Of course, it’s us who lets the outside world in. We keep our own vigil. The world isn’t a hoard of angry barbarians storming our ramparts, just as food isn’t hurtling into our mouths under its own power. Instead, our brains convince us to shove in another bite. Similarly, outside influences arrive in the form of our own best intentions. That’s why these were Dr. Bob’s last words to Bill W.:
“Remember Bill, let’s not louse this thing up. Let’s keep it simple.” (Dr. Bob and the Good Oldtimers, p. 343)
Tradition Five is simplicity itself. Our only job is to carry the message. Dr. Bob was warning Bill, a man of energy and ideas, that once things get complicated, our attention to simplicity wavers. You can’t take back the acorn once it’s grown into an oak.
Imagine an intergroup that actively courted outside relationships. Think how quickly the tangle of outside issues would consume it:
“We’ve got to keep the money coming.”
“We can’t say something our business friends will take offense to.”

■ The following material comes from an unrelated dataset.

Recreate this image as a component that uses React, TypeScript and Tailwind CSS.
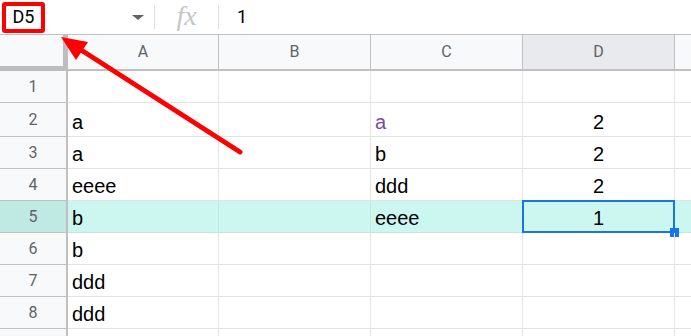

“Can we give the company a few minutes to speak at our workshop?”
“This will be so good for our intergroup. The papers will run with it.”
“I don’t care if that meeting doesn’t like him, the candidate is promising us funding!”
“We should offer them a seat on our intergroup.”
Complicated? Heck, yeah. Even if this intergroup had a powerful leadership team that could keep the outside influences at bay for some time, the toll would be complete exhaustion for them and a weakening of everyone’s ability to remember the still-suffering compulsive eater. Eventually, a weaker leadership team would come along, and these once carefully managed outside relationships would come to dominate the intergroup. Think of the countless hours of meeting time and personal time this kind of thing would require.
It’s not difficult to imagine those lost hours because whether at the meeting or intergroup level, discussions like these already occur. Have you, for example, had a meeting where a member has asked about having outside literature on the table? Or inviting a non-member to provide a service? Or about a member who wants to donate a service their business provides? If so, how did that meeting go? Experience suggests that these topics tend to elicit a great deal of discussion, usually heated, even for simple yes/no questions. Now multiply that by many orders of magnitude, and you can see how quickly the outside world can derail us from our mission, how members could be turned off entirely from OA, and how nasty it could all become.
So keeping it simple isn’t just a way, it’s the only way. We constantly remind ourselves of the need for complete autonomy from the outside world. Here we are food addicts, out there we are consumers, members of demographic subgroups, or an opportunity. The only opportunists we can afford to have in OA are those who see a chance to recover from the killing disease of compulsive eating.